LAM: Well, you mentioned the garment factories and the garment factories, of course, have been closing due to a slump in demand, particularly from the United States. Have the poor in Cambodia been hard hit by the two years of economic crisis, the world economic crisis?

SOTHIRAK: Oh definitely. Cambodian has been affected by the global downturn, particularly when America stopped buying. There is a lot of lay off. And this is again an economic policy that rely on export solely to be sustainable, and therefore the livelihood of the people at large are not protected.

LAM: Well, Hun Sen's Cambodian People's Party was returned to government in the 2008 elections, largely with the support of the poor I might add to win outright majority after years of political bickering and uncertainties in parliament. Do you think the poor has benefited from the two years of total CPP government rule?

SOTHIRAK: At the moment, the government has been doing a lot of infrastructure work at the village level, building roads and water reservoirs and digging wells as well as building school and rural people have seen this work with the government and I think that's in large part this is how the CPP is still very top choice for the people. They see this infrastructure work.

LAM: So the people, actually the poor in Cambodia, they do see the Cambodian Communist Party as the way out of their poverty?

SOTHIRAK: It's the Cambodian People's Party, not the Cambodian Communist Party.

LAM: Yes, that's right. I beg your pardon. Yes, the CPP ? .

SOTHIRAK: Yeah, they have seen the Cambodian People's Party under the leadership of Prime Minister Hun Sen have been working for them to solve some of the critical problem, particularly rural connection between cities and rural area.

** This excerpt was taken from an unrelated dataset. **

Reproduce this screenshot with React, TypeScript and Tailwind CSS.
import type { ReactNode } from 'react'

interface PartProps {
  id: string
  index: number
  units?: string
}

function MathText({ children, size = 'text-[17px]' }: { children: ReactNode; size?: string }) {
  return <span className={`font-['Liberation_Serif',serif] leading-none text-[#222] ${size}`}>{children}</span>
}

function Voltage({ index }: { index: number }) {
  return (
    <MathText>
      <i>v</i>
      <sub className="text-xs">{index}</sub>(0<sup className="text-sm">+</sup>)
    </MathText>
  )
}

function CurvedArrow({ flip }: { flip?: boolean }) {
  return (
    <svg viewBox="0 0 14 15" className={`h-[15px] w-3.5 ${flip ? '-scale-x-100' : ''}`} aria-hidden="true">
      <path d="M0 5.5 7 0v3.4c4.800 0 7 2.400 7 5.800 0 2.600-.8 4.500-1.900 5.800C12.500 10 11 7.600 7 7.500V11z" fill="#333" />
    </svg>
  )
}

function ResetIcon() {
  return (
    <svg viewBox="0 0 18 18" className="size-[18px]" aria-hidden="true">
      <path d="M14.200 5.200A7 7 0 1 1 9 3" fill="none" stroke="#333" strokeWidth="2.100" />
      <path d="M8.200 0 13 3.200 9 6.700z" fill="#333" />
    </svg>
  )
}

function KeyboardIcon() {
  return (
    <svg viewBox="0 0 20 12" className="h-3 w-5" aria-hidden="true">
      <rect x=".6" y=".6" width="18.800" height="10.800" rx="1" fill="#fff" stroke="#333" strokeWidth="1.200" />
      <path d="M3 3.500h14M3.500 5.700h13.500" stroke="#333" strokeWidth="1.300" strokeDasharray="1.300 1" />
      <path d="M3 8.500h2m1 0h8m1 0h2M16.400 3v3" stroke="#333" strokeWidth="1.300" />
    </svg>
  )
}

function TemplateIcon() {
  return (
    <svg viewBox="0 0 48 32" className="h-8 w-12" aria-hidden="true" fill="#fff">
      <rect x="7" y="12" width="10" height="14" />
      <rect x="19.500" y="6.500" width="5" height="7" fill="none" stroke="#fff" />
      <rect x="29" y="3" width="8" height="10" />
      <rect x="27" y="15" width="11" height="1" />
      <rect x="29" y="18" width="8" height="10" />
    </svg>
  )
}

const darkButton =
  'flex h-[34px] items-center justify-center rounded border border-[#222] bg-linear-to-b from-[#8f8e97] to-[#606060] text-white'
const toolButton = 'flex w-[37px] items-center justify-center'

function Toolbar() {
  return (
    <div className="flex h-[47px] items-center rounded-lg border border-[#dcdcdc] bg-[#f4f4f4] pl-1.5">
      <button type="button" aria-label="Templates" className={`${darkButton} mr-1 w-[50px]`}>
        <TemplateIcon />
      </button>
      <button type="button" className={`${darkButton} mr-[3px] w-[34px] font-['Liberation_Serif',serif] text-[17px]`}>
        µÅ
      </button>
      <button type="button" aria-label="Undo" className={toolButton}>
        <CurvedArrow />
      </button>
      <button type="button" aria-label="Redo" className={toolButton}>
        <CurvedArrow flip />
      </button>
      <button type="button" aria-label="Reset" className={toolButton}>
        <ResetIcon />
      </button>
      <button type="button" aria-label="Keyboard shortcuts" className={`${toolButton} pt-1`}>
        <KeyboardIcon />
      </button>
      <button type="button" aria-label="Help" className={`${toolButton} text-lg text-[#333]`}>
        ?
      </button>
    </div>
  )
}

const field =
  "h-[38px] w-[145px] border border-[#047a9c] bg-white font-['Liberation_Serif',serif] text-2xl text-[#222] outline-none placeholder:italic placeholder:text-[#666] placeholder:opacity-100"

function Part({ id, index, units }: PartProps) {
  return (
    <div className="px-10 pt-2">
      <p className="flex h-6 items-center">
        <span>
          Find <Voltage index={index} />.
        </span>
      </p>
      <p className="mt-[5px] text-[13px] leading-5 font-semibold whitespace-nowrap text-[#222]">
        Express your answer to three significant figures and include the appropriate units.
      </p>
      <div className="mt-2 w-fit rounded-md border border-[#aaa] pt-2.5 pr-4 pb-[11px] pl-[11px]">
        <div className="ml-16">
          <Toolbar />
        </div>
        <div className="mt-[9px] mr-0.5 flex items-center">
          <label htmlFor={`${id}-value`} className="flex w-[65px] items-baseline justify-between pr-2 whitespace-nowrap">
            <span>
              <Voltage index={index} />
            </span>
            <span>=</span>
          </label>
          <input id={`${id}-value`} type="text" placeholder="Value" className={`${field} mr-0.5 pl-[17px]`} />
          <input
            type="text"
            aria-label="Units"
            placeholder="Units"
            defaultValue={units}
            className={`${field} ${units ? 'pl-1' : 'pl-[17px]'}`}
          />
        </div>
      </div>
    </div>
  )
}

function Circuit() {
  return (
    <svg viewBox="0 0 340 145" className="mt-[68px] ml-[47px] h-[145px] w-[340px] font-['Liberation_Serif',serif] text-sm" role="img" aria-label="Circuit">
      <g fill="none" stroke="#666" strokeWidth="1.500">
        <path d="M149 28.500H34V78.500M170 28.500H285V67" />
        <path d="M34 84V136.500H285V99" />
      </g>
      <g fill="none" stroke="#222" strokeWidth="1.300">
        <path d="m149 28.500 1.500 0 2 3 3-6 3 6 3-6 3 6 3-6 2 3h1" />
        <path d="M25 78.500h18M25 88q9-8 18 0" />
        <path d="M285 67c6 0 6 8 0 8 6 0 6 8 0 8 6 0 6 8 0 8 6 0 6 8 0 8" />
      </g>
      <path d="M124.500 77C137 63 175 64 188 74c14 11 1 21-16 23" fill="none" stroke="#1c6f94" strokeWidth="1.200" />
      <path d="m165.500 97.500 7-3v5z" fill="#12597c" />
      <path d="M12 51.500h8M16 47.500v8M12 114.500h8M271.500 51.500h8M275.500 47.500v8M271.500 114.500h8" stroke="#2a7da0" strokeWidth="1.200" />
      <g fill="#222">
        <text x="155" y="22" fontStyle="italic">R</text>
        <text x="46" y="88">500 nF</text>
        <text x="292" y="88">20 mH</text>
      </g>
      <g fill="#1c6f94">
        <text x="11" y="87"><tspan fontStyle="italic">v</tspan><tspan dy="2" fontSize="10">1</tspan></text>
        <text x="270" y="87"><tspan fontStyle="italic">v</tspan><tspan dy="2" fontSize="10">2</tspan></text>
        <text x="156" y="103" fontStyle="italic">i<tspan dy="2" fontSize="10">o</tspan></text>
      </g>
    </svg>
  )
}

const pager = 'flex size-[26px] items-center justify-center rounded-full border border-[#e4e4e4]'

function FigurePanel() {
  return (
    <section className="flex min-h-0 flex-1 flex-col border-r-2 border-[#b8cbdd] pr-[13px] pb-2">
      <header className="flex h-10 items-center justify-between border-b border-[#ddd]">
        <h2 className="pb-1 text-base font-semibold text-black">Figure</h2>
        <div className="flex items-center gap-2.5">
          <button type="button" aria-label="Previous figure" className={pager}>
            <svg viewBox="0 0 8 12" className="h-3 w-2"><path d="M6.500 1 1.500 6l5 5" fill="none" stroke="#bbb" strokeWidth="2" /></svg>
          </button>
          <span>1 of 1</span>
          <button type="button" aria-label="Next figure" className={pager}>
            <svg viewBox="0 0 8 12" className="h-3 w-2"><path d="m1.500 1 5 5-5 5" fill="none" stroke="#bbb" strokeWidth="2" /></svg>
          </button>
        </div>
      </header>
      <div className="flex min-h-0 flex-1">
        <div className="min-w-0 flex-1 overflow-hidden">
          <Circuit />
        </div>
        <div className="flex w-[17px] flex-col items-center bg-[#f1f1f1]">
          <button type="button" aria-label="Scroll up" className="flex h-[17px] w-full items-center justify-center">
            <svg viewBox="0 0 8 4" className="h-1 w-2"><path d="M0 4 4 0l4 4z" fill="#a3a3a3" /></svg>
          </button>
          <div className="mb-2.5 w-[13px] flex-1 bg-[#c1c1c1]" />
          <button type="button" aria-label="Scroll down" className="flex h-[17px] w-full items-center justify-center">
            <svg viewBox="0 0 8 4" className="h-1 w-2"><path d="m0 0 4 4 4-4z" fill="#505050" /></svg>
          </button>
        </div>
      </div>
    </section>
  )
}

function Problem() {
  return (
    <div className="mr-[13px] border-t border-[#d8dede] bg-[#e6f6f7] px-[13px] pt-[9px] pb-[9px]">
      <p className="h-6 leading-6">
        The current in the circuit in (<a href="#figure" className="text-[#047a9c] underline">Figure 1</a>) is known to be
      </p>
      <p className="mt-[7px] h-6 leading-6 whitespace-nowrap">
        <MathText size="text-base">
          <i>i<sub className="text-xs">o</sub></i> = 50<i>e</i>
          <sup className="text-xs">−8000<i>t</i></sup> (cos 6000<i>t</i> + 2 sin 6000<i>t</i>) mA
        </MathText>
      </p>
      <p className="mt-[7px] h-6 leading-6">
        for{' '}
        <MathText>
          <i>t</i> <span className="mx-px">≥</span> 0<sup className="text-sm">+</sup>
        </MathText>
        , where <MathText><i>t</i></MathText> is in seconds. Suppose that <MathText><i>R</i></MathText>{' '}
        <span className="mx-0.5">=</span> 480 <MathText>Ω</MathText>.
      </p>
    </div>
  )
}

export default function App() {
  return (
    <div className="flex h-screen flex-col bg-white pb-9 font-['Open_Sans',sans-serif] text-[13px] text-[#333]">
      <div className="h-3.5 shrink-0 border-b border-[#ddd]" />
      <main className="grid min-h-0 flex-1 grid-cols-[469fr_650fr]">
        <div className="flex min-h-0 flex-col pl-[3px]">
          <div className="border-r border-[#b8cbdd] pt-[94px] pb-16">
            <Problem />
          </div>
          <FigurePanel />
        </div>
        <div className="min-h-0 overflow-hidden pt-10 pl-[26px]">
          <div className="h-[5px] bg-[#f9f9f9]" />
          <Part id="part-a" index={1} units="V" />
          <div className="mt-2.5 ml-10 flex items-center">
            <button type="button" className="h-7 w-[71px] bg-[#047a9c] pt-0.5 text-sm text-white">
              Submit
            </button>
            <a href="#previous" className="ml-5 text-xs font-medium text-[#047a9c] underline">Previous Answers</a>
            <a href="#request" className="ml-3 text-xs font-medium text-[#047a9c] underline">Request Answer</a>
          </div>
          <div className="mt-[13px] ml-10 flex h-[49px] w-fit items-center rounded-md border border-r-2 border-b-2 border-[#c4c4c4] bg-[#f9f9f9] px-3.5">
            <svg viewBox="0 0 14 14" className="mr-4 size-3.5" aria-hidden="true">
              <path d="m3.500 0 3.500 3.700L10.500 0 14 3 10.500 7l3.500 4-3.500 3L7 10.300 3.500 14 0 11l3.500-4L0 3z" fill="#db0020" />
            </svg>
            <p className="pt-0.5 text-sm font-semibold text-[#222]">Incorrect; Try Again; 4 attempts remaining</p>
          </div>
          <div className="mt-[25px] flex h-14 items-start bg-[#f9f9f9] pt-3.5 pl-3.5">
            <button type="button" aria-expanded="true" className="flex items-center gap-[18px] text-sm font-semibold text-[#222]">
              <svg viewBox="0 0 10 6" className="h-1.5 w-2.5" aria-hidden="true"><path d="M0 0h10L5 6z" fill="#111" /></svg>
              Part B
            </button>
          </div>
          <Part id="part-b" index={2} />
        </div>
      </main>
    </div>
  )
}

LAM: It's well documented that corruption has been a major issue in Cambodia. To your mind, is the government doing enough to address this?

SOTHIRAK: Oh corruption is a very peculiar and very difficult issues. Yes, Cambodia is still seen widespread corruption, and this is due in part because of the low salary of the civil servants and therefore many public services such as health care or education has been hard hit because of this low salary. And I think the government have already been establishing. There is a law, anti-corruption law and now there is a unit, that there is an agency that deal with anti-corruption established and there is a no shortage of political will to try to combat corruption, but corruption itself is already widespread and its deep rooted and I think to solve these corruption issues, first of all, government need to pay a lot of attention to good governance, meaning ensuring the judicial system is working to protect everybody and equally in front in the name of the law.

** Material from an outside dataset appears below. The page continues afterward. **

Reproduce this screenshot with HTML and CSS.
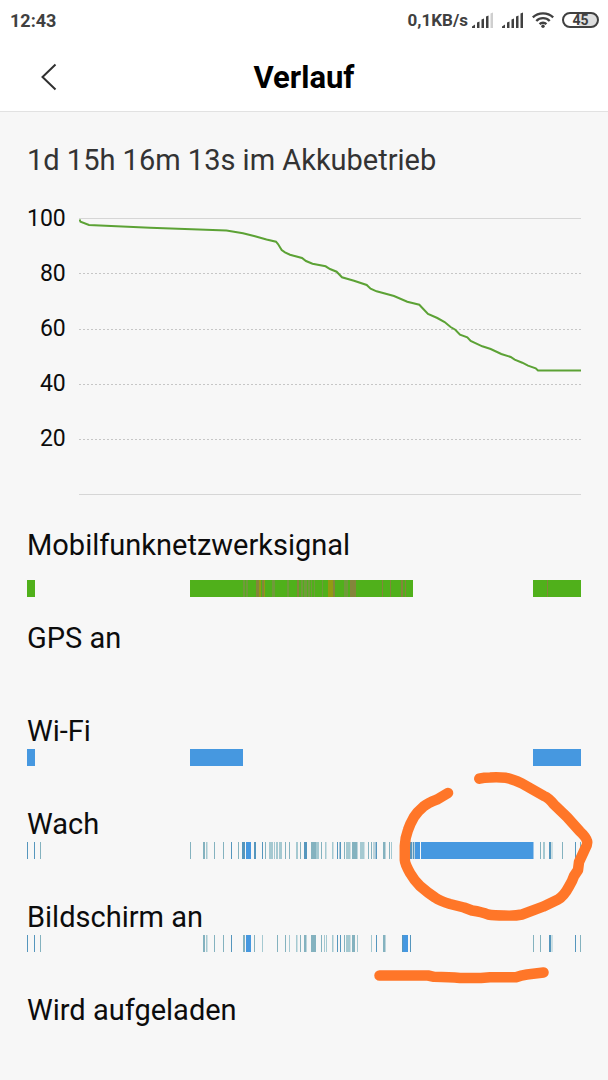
FILE: index.html
```html
<!DOCTYPE html>
<html lang="de">
<head>
<meta charset="utf-8">
<meta name="viewport" content="width=device-width, initial-scale=1">
<title>Verlauf</title>
<link rel="stylesheet" href="styles.css">
</head>
<body>
<div class="status">
  <time class="clock">12:43</time>
  <div class="status-right">
    <span>0,1KB/s</span>
    <svg class="signal" width="22" height="16" viewBox="0 0 22 16" aria-hidden="true">
      <path d="M0 16v-1.500l3-2v3.500zM5 16v-5.500l2.500-1V16zM9.500 16V7.500l2.500-1V16zM14 16V4.500l2.500-1V16z"/>
      <path class="faint" d="M18.500 16V1.500l2.500-1V16z"/>
    </svg>
    <svg class="signal second" width="22" height="16" viewBox="0 0 22 16" aria-hidden="true">
      <path d="M0 16v-1.500l3-2v3.500zM5 16v-5.500l2.500-1V16zM9.500 16V7.500l2.500-1V16zM14 16V4.500l2.500-1V16zM18.500 16V1.500l2.500-1V16z"/>
    </svg>
    <svg class="wifi" width="22" height="16" viewBox="0 0 22 16" aria-hidden="true">
      <path d="M.8 5.300C6.500 0 15.500 0 21.200 5.300M4.300 9C8 5.200 14 5.200 17.700 9M7.600 12.200C9.500 10.200 12.500 10.200 14.400 12.200"/>
      <circle cx="11" cy="14.200" r="1.700"/>
    </svg>
    <span class="battery">45</span>
  </div>
</div>
<header class="bar">
  <button class="back" type="button" aria-label="Zurück">
    <svg width="16" height="28" viewBox="0 0 16 28" aria-hidden="true"><path d="M14.500 1.500 1.500 14l13 12.500"/></svg>
  </button>
  <h1 class="title">Verlauf</h1>
</header>
<main class="content">
  <h2 class="label duration">1d 15h 16m 13s im Akkubetrieb</h2>
  <div class="chart">
    <div class="axis"><span>100</span><span>80</span><span>60</span><span>40</span><span>20</span></div>
    <svg class="plot" viewBox="79 218 502 277" preserveAspectRatio="none" role="img" aria-label="Akkustand">
      <path class="edge" d="M79 218.500H581M79 494.500H581"/>
      <path class="grid" d="M79 273.500H581M79 329.500H581M79 384.500H581M79 439.500H581"/>
      <path class="level" d="M79.500 219.500 80.500 221.800 89 225 150 227.700 226.500 230.500 243 233.300 255 236.300 266.500 239.500 276 241.700 278 244 281.700 250 285 252.300 290 254.700 302 258 306 261 312.500 263.700 325.600 266.300 330 269 336.600 271.700 342 277.300 354 280.700 366.700 285 370.600 288.700 376.600 291.300 394 296 407.300 301.700 419.300 304.700 428 314 437.300 318 444.600 322 450.600 327 455.300 329.700 460 334.700 467.300 337.300 470.700 341 482.300 346.300 490.700 349 501.300 354 510.700 357 514.700 359.700 522.300 362.700 528 365.700 535.700 368.300 538 370.500H581"/>
    </svg>
  </div>
  <div class="rows">
    <section class="row">
      <h2 class="label">Mobilfunknetzwerksignal</h2>
      <svg class="strip spaced" viewBox="27 0 554 17" preserveAspectRatio="none" aria-hidden="true">
        <path class="green" d="M27 0h8v17h-8zM190 0h223v17H190zM533 0h48v17h-48z"/>
        <path class="mix soft" d="M243 0h2v17h-2zM246 0h2v17h-2zM272 0h3v17h-3zM287 0h2v17h-2zM301 0h2v17h-2zM304 0h3v17h-3zM308 0h2v17h-2zM311 0h1v17h-1zM314 0h1v17h-1zM322 0h1v17h-1zM344 0h4v17h-4z"/>
        <path class="mix brown" d="M256 0h3v17h-3zM262 0h2v17h-2zM297 0h2v17h-2zM333 0h2v17h-2zM350 0h6v17h-6zM382 0h1v17h-1zM390 0h1v17h-1zM401 0h2v17h-2zM405 0h1v17h-1zM547 0h1v17h-1z"/>
        <path class="mix olive" d="M259 0h2v17h-2zM264 0h1v17h-1zM328 0h5v17h-5z"/>
      </svg>
    </section>
    <section class="row">
      <h2 class="label">GPS an</h2>
    </section>
    <section class="row">
      <h2 class="label">Wi-Fi</h2>
      <svg class="strip" viewBox="27 0 554 17" preserveAspectRatio="none" aria-hidden="true">
        <path class="blue" d="M27 0h8v17h-8zM190 0h53v17h-53zM533 0h48v17h-48z"/>
      </svg>
    </section>
    <section class="row">
      <h2 class="label">Wach</h2>
      <svg class="strip" viewBox="27 0 554 17" preserveAspectRatio="none" aria-hidden="true">
        <path class="blue" d="M246 0h5v17h-5zM415 0h5v17h-5zM421 0h112.500v17H421z"/>
        <path class="dark" d="M27 0h1v17h-1zM34 0h1v17h-1zM231 0h1v17h-1zM242 0h3v17h-3zM254 0h2v17h-2zM262 0h1v17h-1zM304 0h3v17h-3zM337 0h1v17h-1zM339.500 0h1.500v17h-1.500zM375.500 0h1.500v17h-1.500zM410 0h2v17h-2zM412.700 0h1.700v17h-1.700zM549 0h2v17h-2zM575 0h1v17h-1z"/>
        <path class="teal" d="M40 0h1v17h-1zM190 0h1v17h-1zM203 0h2v17h-2zM214 0h1v17h-1zM223 0h1v17h-1zM238 0h1v17h-1zM265 0h1v17h-1zM285 0h1v17h-1zM289 0h1v17h-1zM300 0h1v17h-1zM311 0h5v17h-5zM321 0h1v17h-1zM344 0h1v17h-1zM352 0h5.500v17H352zM368 0h1v17h-1zM371 0h1v17h-1zM373.500 0h1v17h-1zM383 0h2.500v17H383zM389 0h1v17h-1zM540 0h1v17h-1zM562 0h1v17h-1zM580 0h1v17h-1z"/>
        <path class="light" d="M206 0h1.500v17H206zM269 0h4v17h-4zM274 0h1v17h-1zM276 0h2v17h-2zM279 0h3v17h-3zM296 0h2v17h-2zM316 0h3v17h-3zM325 0h1.500v17H325zM332 0h1.500v17H332zM346 0h4.500v17H346zM360 0h4.500v17H360zM391 0h1v17h-1zM543 0h2v17h-2zM551.500 0h1v17h-1z"/>
      </svg>
    </section>
    <section class="row">
      <h2 class="label">Bildschirm an</h2>
      <svg class="strip" viewBox="27 0 554 17" preserveAspectRatio="none" aria-hidden="true">
        <path class="blue" d="M246 0h5v17h-5zM403 0h5v17h-5z"/>
        <path class="dark" d="M27 0h1v17h-1zM34 0h1v17h-1zM231 0h1v17h-1zM337 0h1v17h-1zM340 0h1v17h-1zM376 0h1v17h-1zM402 0h1v17h-1zM410 0h1v17h-1zM549 0h2v17h-2zM575 0h1v17h-1z"/>
        <path class="teal" d="M40 0h1v17h-1zM203 0h2v17h-2zM214 0h1v17h-1zM223 0h1v17h-1zM243 0h2v17h-2zM254 0h1v17h-1zM277 0h1v17h-1zM285 0h1v17h-1zM300 0h1v17h-1zM304 0h2.500v17H304zM311 0h5v17h-5zM321 0h1v17h-1zM344 0h1v17h-1zM352 0h3v17h-3zM383 0h2.500v17H383zM533 0h1v17h-1zM540 0h1v17h-1zM580 0h1v17h-1z"/>
        <path class="light" d="M206 0h1.500v17H206zM262 0h1v17h-1zM289 0h1v17h-1zM296 0h1.500v17H296zM324 0h1v17h-1zM326 0h1v17h-1zM332 0h1.500v17H332zM346 0h4.500v17H346zM357 0h1v17h-1zM371 0h1v17h-1zM551.500 0h1v17h-1z"/>
      </svg>
    </section>
    <section class="row">
      <h2 class="label">Wird aufgeladen</h2>
    </section>
    <svg class="marker" viewBox="27 527 554 558" preserveAspectRatio="none" aria-hidden="true">
      <path d="M448 793 436.700 799.700Q428 803 423.300 806.700 417 812 414 817 410 824 408 830 405 838 404.800 846V860Q405 864 410 873 414 880 420 886 428 893 435 897.500 440 901 450 904L464 907.500 472 910.500Q482 912 488 914.500 494 915.500 504 915.500 515 916 522 914.500L543 906.700 558 899.500Q564 896 569 886.500L572 881 574 876 578 870 579 862 585 849Q588 844 587 841 586 837 580 831.500L567 817 554 804.500Q549 798 544 796L522 783.500Q512 779 506 777.800 498 777 490 777.500 484 777.500 479.300 778.700"/>
      <path d="M379.500 975.500H428L434 976.800Q450 977 460 978H481L490 977.300H516Q521 975.500 527 974.500L543.500 972.500"/>
    </svg>
  </div>
</main>
</body>
</html>
```
FILE: styles.css
```css
* { box-sizing: border-box; }

body {
  margin: 0;
  min-height: 100vh;
  background: #f7f7f7;
  color: #0c0c0c;
  font-family: Roboto, "Noto Sans", sans-serif;
}

.status {
  display: flex;
  justify-content: space-between;
  align-items: center;
  height: 42px;
  padding: 0 9px 2px 10px;
  background: #fff;
  color: #404040;
  font-size: 18px;
  font-weight: 700;
}

.status-right {
  display: flex;
  align-items: center;
  font-size: 17px;
}

.signal { margin-left: 4px; fill: #404040; }
.signal.second { margin-left: 8px; }
.signal .faint { fill: #cfcfcf; }

.wifi {
  margin-left: 8px;
  fill: none;
  stroke: #404040;
  stroke-width: 2.4;
}
.wifi circle { fill: #404040; stroke: none; }

.battery {
  width: 37px;
  height: 16px;
  margin-left: 8px;
  border: 2px solid #404040;
  border-radius: 8px;
  background: linear-gradient(90deg, #fff 45%, #dedede 45%);
  font-size: 14px;
  line-height: 12px;
  text-align: center;
}

.bar {
  display: grid;
  grid-template-columns: 72px 1fr 72px;
  align-items: center;
  height: 70px;
  background: #fff;
  border-bottom: 1px solid #e2e2e2;
}

.back {
  justify-self: end;
  display: flex;
  margin: 0;
  padding: 0 15px 0 8px;
  border: 0;
  background: none;
}
.back svg { fill: none; stroke: #303030; stroke-width: 2; }

.title {
  margin: 0;
  padding-top: 2px;
  color: #000;
  font-size: 31px;
  font-weight: 700;
  text-align: center;
}

.content { padding: 30px 27px 16px; }

.label {
  margin: 0;
  font-size: 29px;
  font-weight: 400;
  line-height: 36px;
}
.duration { color: #333; }

.chart {
  display: grid;
  grid-template-columns: 38px 1fr;
  column-gap: 14px;
  margin-top: 12px;
}

.axis {
  display: grid;
  grid-auto-rows: 55px;
  align-items: center;
  padding-top: 1px;
  font-size: 23px;
  text-align: right;
}

.plot {
  display: block;
  width: 100%;
  height: 277px;
  margin-top: 28px;
}
.plot path { fill: none; }
.edge { stroke: #d6d6d6; }
.grid { stroke: #c6c6c6; stroke-dasharray: 2 2; }
.level { stroke: #5ca235; stroke-width: 2; }

.rows {
  position: relative;
  display: grid;
  grid-auto-rows: minmax(93px, auto);
  margin-top: 32px;
}

.strip {
  display: block;
  width: 100%;
  height: 17px;
}
.spaced { margin-top: 17px; }

.green { fill: #50b01b; }
.soft { fill: #709a3a; }
.brown { fill: #84853b; }
.olive { fill: #929b12; }
.blue { fill: #4698e0; }
.dark { fill: #5596bd; }
.teal { fill: #84b2bf; }
.light { fill: #a5c9d1; }

.marker {
  position: absolute;
  top: 0;
  left: 0;
  width: 100%;
  height: 558px;
  overflow: visible;
  pointer-events: none;
  fill: none;
  stroke: #ff7628;
  stroke-width: 10.500;
  stroke-linecap: round;
  stroke-linejoin: round;
}
```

LAM: In otherwords, a strong and professional independent judiciary?

SOTHIRAK: Exactly. Secondly, the civil servants. The civil servant need to be pay more and at the same time, they have to have some kind of check and balance, so that if there is a corrupt case, these individuals, they will put into, will be punished accordingly.

LAM: Well, it's been said that Cambodia is still a long way from meeting the UN's Millennium Development Goals and of course one of those goals is eradicating poverty and one way of doing that is, of course, providing education. I understand that half the children in primary school in Cambodia don't finish their education. Is something being done to address that?

SOTHIRAK: Yeah, that is very clear that one of the major difficulty to eradicate education, to eradicate poverty is to try to bring up the level of education and at the moment, there are in the rural area a lot of drop out rate and they don't have enough school and also because of the teacher with low salary, the teacher sometimes teach only half day. So these are the major problem that the government need to address.